Минбах смотрел на него пьяными от успеха невидящими глазами.

– Оганянц, – повторил Сидоров с ненавистью и потряс капитана от хирургии за узкие плечи.

Минбах протрезвел, спохватился, рванул на сцену, и обмякший Сидоров услышал, что несчастную женщину Минбах без стыда наградил званием «заслуженной учительницы республики». Оганянц и правда была учительницей русского языка, пока нарастающая тахилалия не сделала ее работу невозможной.

– …прочтет вслух первую главу «Евгения Онегина» нашего великого поэта Александра Сергеевича Пушкина всего за десять минут!

Полуотвернувшись от публики и глядя в пол, Оганянц забормотала про дядю со страшной скоростью. Зал принялся хлопать и свистеть. Оганянц быстро закрыла лицо руками и заговорила громче. Зал был в восторге.

– Тише! Тише! – покрикивал дефилирующий по проходу Минбах. – Уважаем Пушкина!

– Какое кощунство! – прошептал над ухом у Сидорова директор ДК.

– А вот можем пойти произвести расчеты, – сказал Сидоров очень вовремя.

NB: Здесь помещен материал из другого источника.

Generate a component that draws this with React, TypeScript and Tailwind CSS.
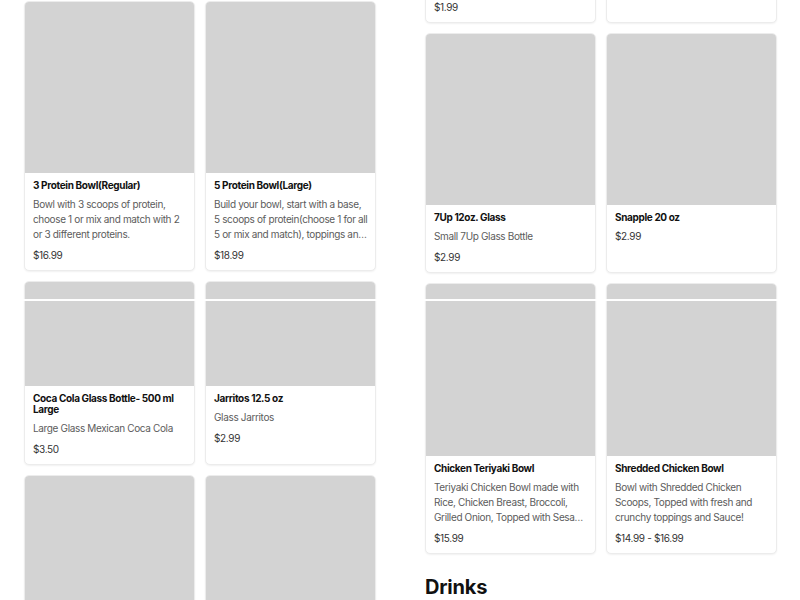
import React from "react";

type Item = {
  name: string;
  desc?: string;
  price: string;
  img: string;
};

// left column, top to bottom
const LEFT_ROWS: Item[][] = [
  [
    {
      name: "3 Protein Bowl(Regular)",
      desc: "Bowl with 3 scoops of protein, choose 1 or mix and match with 2 or 3 different proteins.",
      price: "$16.99",
      img: "h-[171px]",
    },
    {
      name: "5 Protein Bowl(Large)",
      desc: "Build your bowl, start with a base, 5 scoops of protein(choose 1 for all 5 or mix and match), toppings and sauce of your choice.",
      price: "$18.99",
      img: "h-[171px]",
    },
  ],
  [
    {
      name: "Coca Cola Glass Bottle- 500 ml Large",
      desc: "Large Glass Mexican Coca Cola",
      price: "$3.50",
      img: "h-[104px]",
    },
    { name: "Jarritos 12.5 oz", desc: "Glass Jarritos", price: "$2.99", img: "h-[104px]" },
  ],
  [
    { name: "Sprite Glass Bottle", desc: "Glass Mexican Sprite", price: "$2.99", img: "h-[171px]" },
    { name: "Fanta Glass Bottle", desc: "Glass Mexican Fanta", price: "$2.99", img: "h-[171px]" },
  ],
];

const RIGHT_ROWS: Item[][] = [
  [
    { name: "Coca Cola Can", desc: "12 oz can", price: "$1.99", img: "h-[171px]" },
    { name: "Bottled Water", price: "$1.49", img: "h-[150px]" },
  ],
  [
    { name: "7Up 12oz. Glass", desc: "Small 7Up Glass Bottle", price: "$2.99", img: "h-[171px]" },
    { name: "Snapple 20 oz", price: "$2.99", img: "h-[171px]" },
  ],
  [
    {
      name: "Chicken Teriyaki Bowl",
      desc: "Teriyaki Chicken Bowl made with Rice, Chicken Breast, Broccoli, Grilled Onion, Topped with Sesame Seeds and Teriyaki Sauce.",
      price: "$15.99",
      img: "h-[172px]",
    },
    {
      name: "Shredded Chicken Bowl",
      desc: "Bowl with Shredded Chicken Scoops, Topped with fresh and crunchy toppings and Sauce!",
      price: "$14.99 - $16.99",
      img: "h-[172px]",
    },
  ],
];

function Card({ item }: { item: Item }) {
  return (
    <div className="flex flex-col overflow-hidden rounded-[5px] border border-[#ececec] bg-white shadow-[0_1px_2px_rgba(0,0,0,0.06)]">
      <div className={`${item.img} shrink-0 bg-[#d3d3d3]`} />
      <div className="flex flex-col gap-[6px] pl-[8px] pr-[6px] pt-[7px] pb-[7px] tracking-[-0.35px]">
        <h3 className="text-[10px] font-bold leading-[11px] text-[#111]">{item.name}</h3>
        {item.desc && (
          <p className="line-clamp-3 text-[10px] leading-[15px] text-[#5c5c5c]">{item.desc}</p>
        )}
        <div className="text-[10px] leading-[15px] text-[#333]">{item.price}</div>
      </div>
    </div>
  );
}

function Column({ rows }: { rows: Item[][] }) {
  return (
    <div className="flex w-[352px] shrink-0 flex-col gap-[10px]">
      {rows.map((row, i) => (
        <div key={i} className="grid grid-cols-2 gap-[10px]">
          {row.map((item) => (
            <Card key={item.name} item={item} />
          ))}
        </div>
      ))}
    </div>
  );
}

export default function App() {
  return (
    <div className="relative h-[600px] w-[800px] overflow-hidden bg-white font-['Inter',sans-serif]">
      <div className="flex gap-[49px] px-[24px] pt-[1px]">
        <Column rows={LEFT_ROWS} />
        <div className="-mt-[218px] flex flex-col">
          <Column rows={RIGHT_ROWS} />
          <h2 className="mt-[19px] text-[20px] font-bold leading-[28px] tracking-[-0.01em] text-[#111]">
            Drinks
          </h2>
        </div>
      </div>
      {/* edge of the sticky category bar */}
      <div className="pointer-events-none absolute left-0 right-0 top-[299px] h-[2px] bg-white" />
    </div>
  );
}
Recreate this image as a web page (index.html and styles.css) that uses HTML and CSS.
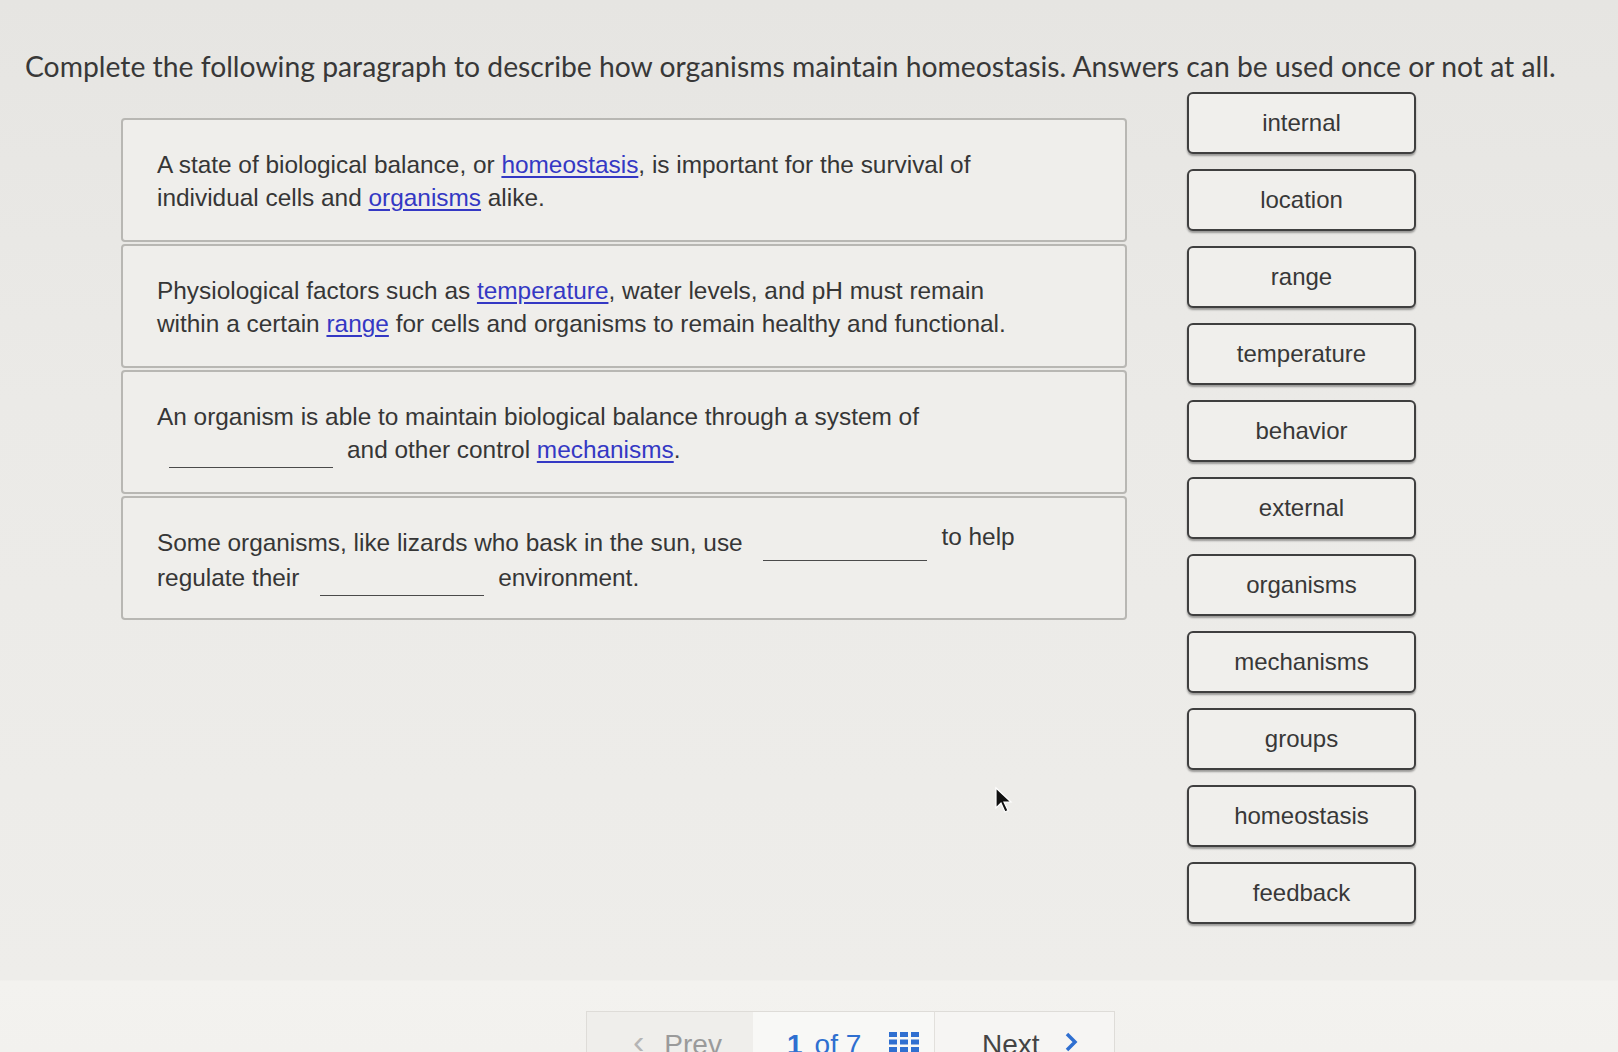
FILE: index.html
```html
<!DOCTYPE html>
<html lang="en">
<head>
<meta charset="utf-8">
<title>Homeostasis</title>
<link rel="stylesheet" href="styles.css">
</head>
<body>
<div class="page">
  <h1 class="prompt">Complete the following paragraph to describe how organisms maintain homeostasis. Answers can be used once or not at all.</h1>
  <div class="content">
    <div class="targets">
      <div class="target">
        <p class="para">A state of biological balance, or <a class="lnk">homeostasis</a>, is important for the survival of individual cells and <a class="lnk">organisms</a> alike.</p>
      </div>
      <div class="target">
        <p class="para">Physiological factors such as <a class="lnk">temperature</a>, water levels, and pH must remain within a certain <a class="lnk">range</a> for cells and organisms to remain healthy and functional.</p>
      </div>
      <div class="target">
        <p class="para">An organism is able to maintain biological balance through a system of <span class="blank first"></span>and other control <a class="lnk">mechanisms</a>.</p>
      </div>
      <div class="target">
        <p class="para">Some organisms, like lizards who bask in the sun, use <span class="blank"></span><span class="raised">to help</span> regulate their <span class="blank"></span>environment.</p>
      </div>
    </div>
    <div class="bank">
      <div class="tile">internal</div>
      <div class="tile">location</div>
      <div class="tile">range</div>
      <div class="tile">temperature</div>
      <div class="tile">behavior</div>
      <div class="tile">external</div>
      <div class="tile">organisms</div>
      <div class="tile">mechanisms</div>
      <div class="tile">groups</div>
      <div class="tile">homeostasis</div>
      <div class="tile">feedback</div>
    </div>
  </div>
  <div class="footer">
    <div class="nav">
      <div class="nav-seg prev"><span class="chev left">&#8249;</span>Prev</div>
      <div class="nav-seg mid"><span class="cur">1</span> of 7
        <svg class="grid" width="30" height="20" viewBox="0 0 30 20">
          <rect x="0" y="0" width="8" height="5" fill="#2f6fd0"/>
          <rect x="11" y="0" width="8" height="5" fill="#2f6fd0"/>
          <rect x="22" y="0" width="8" height="5" fill="#2f6fd0"/>
          <rect x="0" y="7.5" width="8" height="5" fill="#2f6fd0"/>
          <rect x="11" y="7.5" width="8" height="5" fill="#2f6fd0"/>
          <rect x="22" y="7.5" width="8" height="5" fill="#2f6fd0"/>
          <rect x="0" y="15" width="8" height="5" fill="#2f6fd0"/>
          <rect x="11" y="15" width="8" height="5" fill="#2f6fd0"/>
          <rect x="22" y="15" width="8" height="5" fill="#2f6fd0"/>
        </svg>
      </div>
      <div class="nav-seg next">Next
        <svg class="nchev" width="14" height="20" viewBox="0 0 14 20"><path d="M3 2 L11 10 L3 18" fill="none" stroke="#2f6fd0" stroke-width="3.5"/></svg>
      </div>
    </div>
  </div>
  <svg class="cursor" width="20" height="30" viewBox="0 0 20 30"><path d="M2 2 L2 22 L7 17 L11 26 L14 24.5 L10 16 L17 16 Z" fill="#111" stroke="#fff" stroke-width="1.2"/></svg>
</div>
</body>
</html>
```
FILE: styles.css
```css
html, body {
  margin: 0;
  padding: 0;
}
body {
  background: #e9e8e5;
  width: 1618px;
  height: 1052px;
  overflow: hidden;
}
.page {
  position: relative;
  height: 1052px;
  display: flex;
  flex-direction: column;
  background: linear-gradient(#e6e5e2 0, #ebeae7 400px, #eeedea 980px, #f3f2ef 981px, #f2f1ee 1052px);
}
.prompt {
  margin: 0;
  padding: 50px 0 0 25px;
  font-family: Lato, "Open Sans", sans-serif;
  font-weight: 400;
  font-size: 28.3px;
  line-height: 32px;
  color: #383838;
  white-space: nowrap;
}
.content {
  display: flex;
  align-items: flex-start;
  padding-left: 121px;
  margin-top: 10px;
}
.targets {
  width: 1006px;
  margin-top: 26px;
  display: flex;
  flex-direction: column;
  gap: 2px;
}
.target {
  box-sizing: border-box;
  height: 124px;
  border: 2px solid #b8b7b3;
  border-radius: 4px;
  background: #efeeeb;
  padding: 28px 0 0 34px;
}
.para {
  margin: 0;
  width: 880px;
  font-family: "Liberation Sans", Arial, sans-serif;
  font-size: 24.4px;
  line-height: 33px;
  color: #363636;
}
.lnk {
  color: #3438c4;
  text-decoration: underline;
  text-underline-offset: 3px;
}
.blank {
  display: inline-block;
  width: 164px;
  height: 20px;
  border-bottom: 1.5px solid #4a4a4a;
  margin: 0 14px 0 14px;
  vertical-align: -10px;
}
.blank.first {
  margin-left: 12px;
}
.raised {
  position: relative;
  top: -6px;
}
.bank {
  margin-left: 60px;
  display: flex;
  flex-direction: column;
  gap: 15px;
}
.tile {
  box-sizing: border-box;
  width: 229px;
  height: 62px;
  border: 2px solid #3f3f3f;
  border-radius: 6px;
  background: #f0efec;
  box-shadow: 0 2px 2px rgba(0,0,0,0.35);
  font-family: "Liberation Sans", Arial, sans-serif;
  font-size: 24px;
  color: #383838;
  text-align: center;
  padding-top: 15px;
}
.footer {
  margin-top: auto;
  display: flex;
  padding-left: 586px;
}
.nav {
  display: flex;
  height: 41px;
  font-family: "Liberation Sans", Arial, sans-serif;
  font-size: 28px;
}
.nav-seg {
  box-sizing: border-box;
  height: 41px;
  padding-top: 17px;
  border-top: 1px solid #dedcd8;
  display: flex;
  align-items: flex-start;
  white-space: nowrap;
}
.prev {
  width: 167px;
  border-left: 1px solid #dedcd8;
  background: #efeeeb;
  color: #9a9a9a;
  padding-left: 46px;
}
.chev.left {
  font-size: 34px;
  line-height: 24px;
  color: #b5b5b5;
  margin-right: 20px;
}
.mid {
  width: 182px;
  background: #f8f8f6;
  color: #2f6fd0;
  padding-left: 34px;
  border-right: 1px solid #e2e0dc;
}
.cur {
  font-weight: 700;
  margin-right: 12px;
}
.grid {
  margin-left: 28px;
  margin-top: 3px;
}
.next {
  width: 180px;
  background: #f6f5f3;
  color: #444;
  padding-left: 47px;
  border-right: 1px solid #dedcd8;
}
.nchev {
  margin-left: 24px;
  margin-top: 3px;
}
.cursor {
  position: absolute;
  left: 994px;
  top: 786px;
}
```
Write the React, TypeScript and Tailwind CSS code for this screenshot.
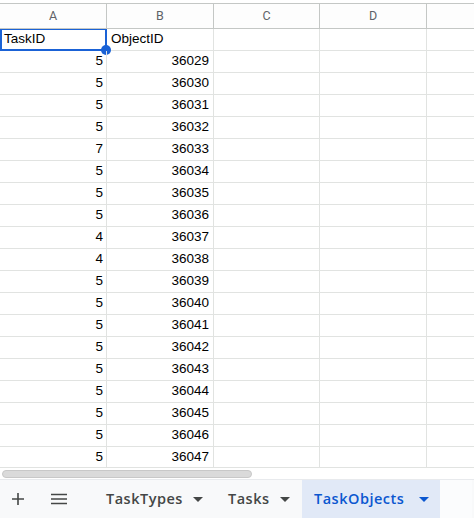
import React from 'react';

const taskIds = [5, 5, 5, 5, 7, 5, 5, 5, 4, 4, 5, 5, 5, 5, 5, 5, 5, 5, 5];
const firstObjectId = 36029;

// widths include the right border line
const colWidths = ['w-[107px]', 'w-[107px]', 'w-[106px]', 'w-[107px]'];
const letters = ['A', 'B', 'C', 'D'];

const Caret: React.FC<{ className?: string }> = ({ className }) => (
  <svg width="10" height="5" viewBox="0 0 10 5" className={className}>
    <path d="M0 0 L10 0 L5 5 Z" fill="currentColor" />
  </svg>
);

const Row: React.FC<{ a: string; b: string; right?: boolean; selected?: boolean }> = ({ a, b, right, selected }) => (
  <div className="flex h-[22px] shrink-0 border-b border-[#e1e3e1]">
    <div
      className={`relative flex ${colWidths[0]} shrink-0 items-center border-r border-[#e1e3e1] ${right ? 'justify-end pr-[3px]' : 'pl-[4px]'}`}
    >
      {a}
      {selected && (
        <>
          <div className="pointer-events-none absolute -top-px -bottom-px left-0 -right-px border-2 border-[#1a62d6]" />
          <div className="absolute -right-[5px] -bottom-[5px] h-[10px] w-[10px] rounded-full bg-[#1a62d6]" />
        </>
      )}
    </div>
    <div className={`flex ${colWidths[1]} shrink-0 items-center border-r border-[#e1e3e1] ${right ? 'justify-end pr-[4px]' : 'pl-[4px]'}`}>
      {b}
    </div>
    <div className={`${colWidths[2]} shrink-0 border-r border-[#e1e3e1]`} />
    <div className={`${colWidths[3]} shrink-0 border-r border-[#e1e3e1]`} />
    <div className="flex-1" />
  </div>
);

const App: React.FC = () => {
  return (
    <div
      className="flex h-[518px] w-[474px] flex-col overflow-hidden bg-white text-[13.5px] text-black"
      style={{ fontFamily: '"Liberation Sans", Arial, sans-serif' }}
    >
      <div className="h-[3px] shrink-0" />

      {/* column headers */}
      <div
        className="flex h-[26px] shrink-0 border-y border-[#c4c7c5] bg-[#fdfdfd] text-[12.5px] text-[#5f6368]"
        style={{ fontFamily: 'Roboto, "Liberation Sans", sans-serif' }}
      >
        {letters.map((l, i) => (
          <div key={l} className={`flex ${colWidths[i]} shrink-0 items-center justify-center border-r border-[#c4c7c5]`}>
            {l}
          </div>
        ))}
        <div className="flex-1" />
      </div>

      {/* cells */}
      <div className="relative flex min-h-0 flex-1 flex-col overflow-hidden">
        <Row a="TaskID" b="ObjectID" selected />
        {taskIds.map((t, i) => (
          <Row key={i} a={String(t)} b={String(firstObjectId + i)} right />
        ))}
      </div>

      {/* horizontal scrollbar */}
      <div className="flex h-[12px] shrink-0 items-center border-t border-[#e1e3e1] bg-white px-[2px]">
        <div className="h-[8px] w-[250px] rounded-full border border-[#c8c8c8] bg-[#dadada]" />
      </div>

      {/* sheet tabs */}
      <div
        className="flex h-[39px] shrink-0 items-stretch border-t border-[#e8eaed] bg-[#f8f9fa] text-[14.5px] font-semibold tracking-[0.5px] text-[#444746]"
        style={{ fontFamily: '"Open Sans", Roboto, sans-serif' }}
      >
        <div className="flex w-[36px] items-center justify-center">
          <svg width="12" height="12" viewBox="0 0 12 12">
            <path d="M6 0 V12 M0 6 H12" stroke="#444746" strokeWidth="1.6" />
          </svg>
        </div>
        <div className="flex w-[46px] items-center justify-center">
          <svg width="16" height="12" viewBox="0 0 16 12">
            <path d="M0 1.5 H16 M0 6 H16 M0 10.5 H16" stroke="#444746" strokeWidth="1.6" />
          </svg>
        </div>
        <div className="w-[10px]" />
        <div className="flex w-[122px] items-center justify-between pl-[14px] pr-[11px]">
          <span>TaskTypes</span>
          <Caret />
        </div>
        <div className="flex w-[88px] items-center justify-between pl-[14px] pr-[12px]">
          <span>Tasks</span>
          <Caret />
        </div>
        <div className="flex w-[138px] items-center justify-between bg-[#e1e9f7] pl-[12px] pr-[11px] text-[#0b57d0]">
          <span>TaskObjects</span>
          <Caret />
        </div>
        <div className="w-[32px] bg-[#fbfcfd]" />
        <div className="flex-1" />
      </div>
    </div>
  );
};

export default App;
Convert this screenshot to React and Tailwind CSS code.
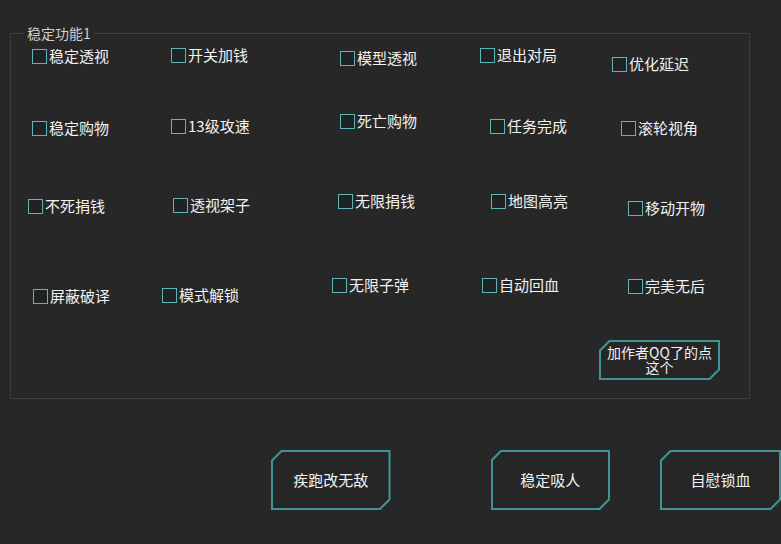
import React from "react";

const font = { fontFamily: '"Noto Sans CJK SC", "Noto Sans", sans-serif' };

// each row: left offset of the first cell, then cells with width + vertical nudge
const rows = [
  {
    className: "h-[66px] pl-[21px]",
    items: [
      { label: "稳定透视", cell: "w-[139px] mt-[1px]" },
      { label: "开关加钱", cell: "w-[169px] mt-0" },
      { label: "模型透视", cell: "w-[140px] mt-[3px]" },
      { label: "退出对局", cell: "w-[132px] mt-0" },
      { label: "优化延迟", cell: "w-[110px] mt-[9px]" },
    ],
  },
  {
    className: "h-[80px] pl-[21px]",
    items: [
      { label: "稳定购物", cell: "w-[139px] mt-[7px]" },
      { label: "13级攻速", cell: "w-[169px] mt-[5px]" },
      { label: "死亡购物", cell: "w-[150px] mt-0" },
      { label: "任务完成", cell: "w-[131px] mt-[5px]" },
      { label: "滚轮视角", cell: "w-[110px] mt-[7px]" },
    ],
  },
  {
    className: "h-[84px] pl-[17px]",
    items: [
      { label: "不死捐钱", cell: "w-[145px] mt-[5px]" },
      { label: "透视架子", cell: "w-[165px] mt-[4px]" },
      { label: "无限捐钱", cell: "w-[153px] mt-0" },
      { label: "地图高亮", cell: "w-[137px] mt-0" },
      { label: "移动开物", cell: "w-[110px] mt-[7px]" },
    ],
  },
  {
    className: "h-[63px] pl-[22px]",
    items: [
      { label: "屏蔽破译", cell: "w-[129px] mt-[11px]" },
      { label: "模式解锁", cell: "w-[170px] mt-[10px]" },
      { label: "无限子弹", cell: "w-[150px] mt-0" },
      { label: "自动回血", cell: "w-[146px] mt-0" },
      { label: "完美无后", cell: "w-[110px] mt-[1px]" },
    ],
  },
];

function Check({ label }) {
  const [on, setOn] = React.useState(false);
  return (
    <label className="flex items-center cursor-default select-none" onClick={() => setOn(!on)}>
      <span className="w-[15px] h-[15px] border border-[#5fb5b5] bg-[#1f2323] flex items-center justify-center shrink-0">
        {on && <span className="w-[7px] h-[7px] bg-[#5fb5b5]" />}
      </span>
      <span className="ml-[2px] text-[15px] leading-[16px] text-[#f2f2f2] whitespace-nowrap">{label}</span>
    </label>
  );
}

function CutButton({ children, className, textClass }) {
  return (
    <button
      className={`bg-[#3f9494] [clip-path:polygon(10px_0,100%_0,100%_calc(100%-10px),calc(100%-10px)_100%,0_100%,0_10px)] p-[2px] ${className}`}
    >
      <div className="w-full h-full bg-[#262626] [clip-path:polygon(9px_0,100%_0,100%_calc(100%-9px),calc(100%-9px)_100%,0_100%,0_9px)] flex items-center justify-center">
        <span className={`text-[#f2f2f2] ${textClass}`}>{children}</span>
      </div>
    </button>
  );
}

export default function App() {
  return (
    <div className="w-[781px] h-[544px] bg-[#272727] overflow-hidden relative" style={font}>
      <div className="pt-[33px] pl-[10px]">
        {/* group box */}
        <div className="relative w-[740px] h-[366px] border border-[#3e3e3e]">
          <span className="absolute left-[13px] -top-[10px] px-[3px] bg-[#272727] text-[14px] leading-[18px] text-[#cfcfcf]">
            稳定功能1
          </span>
          <div className="pt-[13px]">
            {rows.map((row, i) => (
              <div key={i} className={`flex items-start ${row.className}`}>
                {row.items.map((it) => (
                  <div key={it.label} className={`shrink-0 ${it.cell}`}>
                    <Check label={it.label} />
                  </div>
                ))}
              </div>
            ))}
            <div className="flex justify-end pr-[29px]">
              <CutButton className="w-[121px] h-[40px]" textClass="text-[14px] leading-[15px] text-center -mt-[1px]">
                加作者QQ了的点
                <br />
                这个
              </CutButton>
            </div>
          </div>
        </div>
      </div>

      {/* bottom actions */}
      <div className="flex mt-[51px] pl-[271px]">
        <CutButton className="w-[120px] h-[60px]" textClass="text-[15px]">疾跑改无敌</CutButton>
        <CutButton className="w-[120px] h-[60px] ml-[100px]" textClass="text-[15px]">稳定吸人</CutButton>
        <CutButton className="w-[121px] h-[60px] ml-[50px] shrink-0" textClass="text-[15px]">自慰锁血</CutButton>
      </div>
    </div>
  );
}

Директор ДК посмотрел на него с большим отвращением и повел кривыми тропами к себе в кабинет, и когда Сидоров вернулся в зал, ощущая, что в мире нет места драгоценнее и прекраснее, чем внутренний карман его пиджака, Евстахова с той же страшной, надетой поверх лица улыбкой, стояла, накинув пальто на купальник, прямо посреди зрительного зала, и раздавала автографы с таким видом, будто это было самое привычное дело для дурдомовской нянечки. Сидоров, взбешенный, подошел, взял ее за руку и повел в коридор, как впереди Минбах вел детей, и сказал: «А ну хватит, надевайте юбку», – и Евстахова улыбнулась такой крошечной понимающей улыбкой, что он вдруг оцепенел от ужаса и отвернулся. Она достала из сумки юбку, кофту, пояс с чулками и отошла в уголок.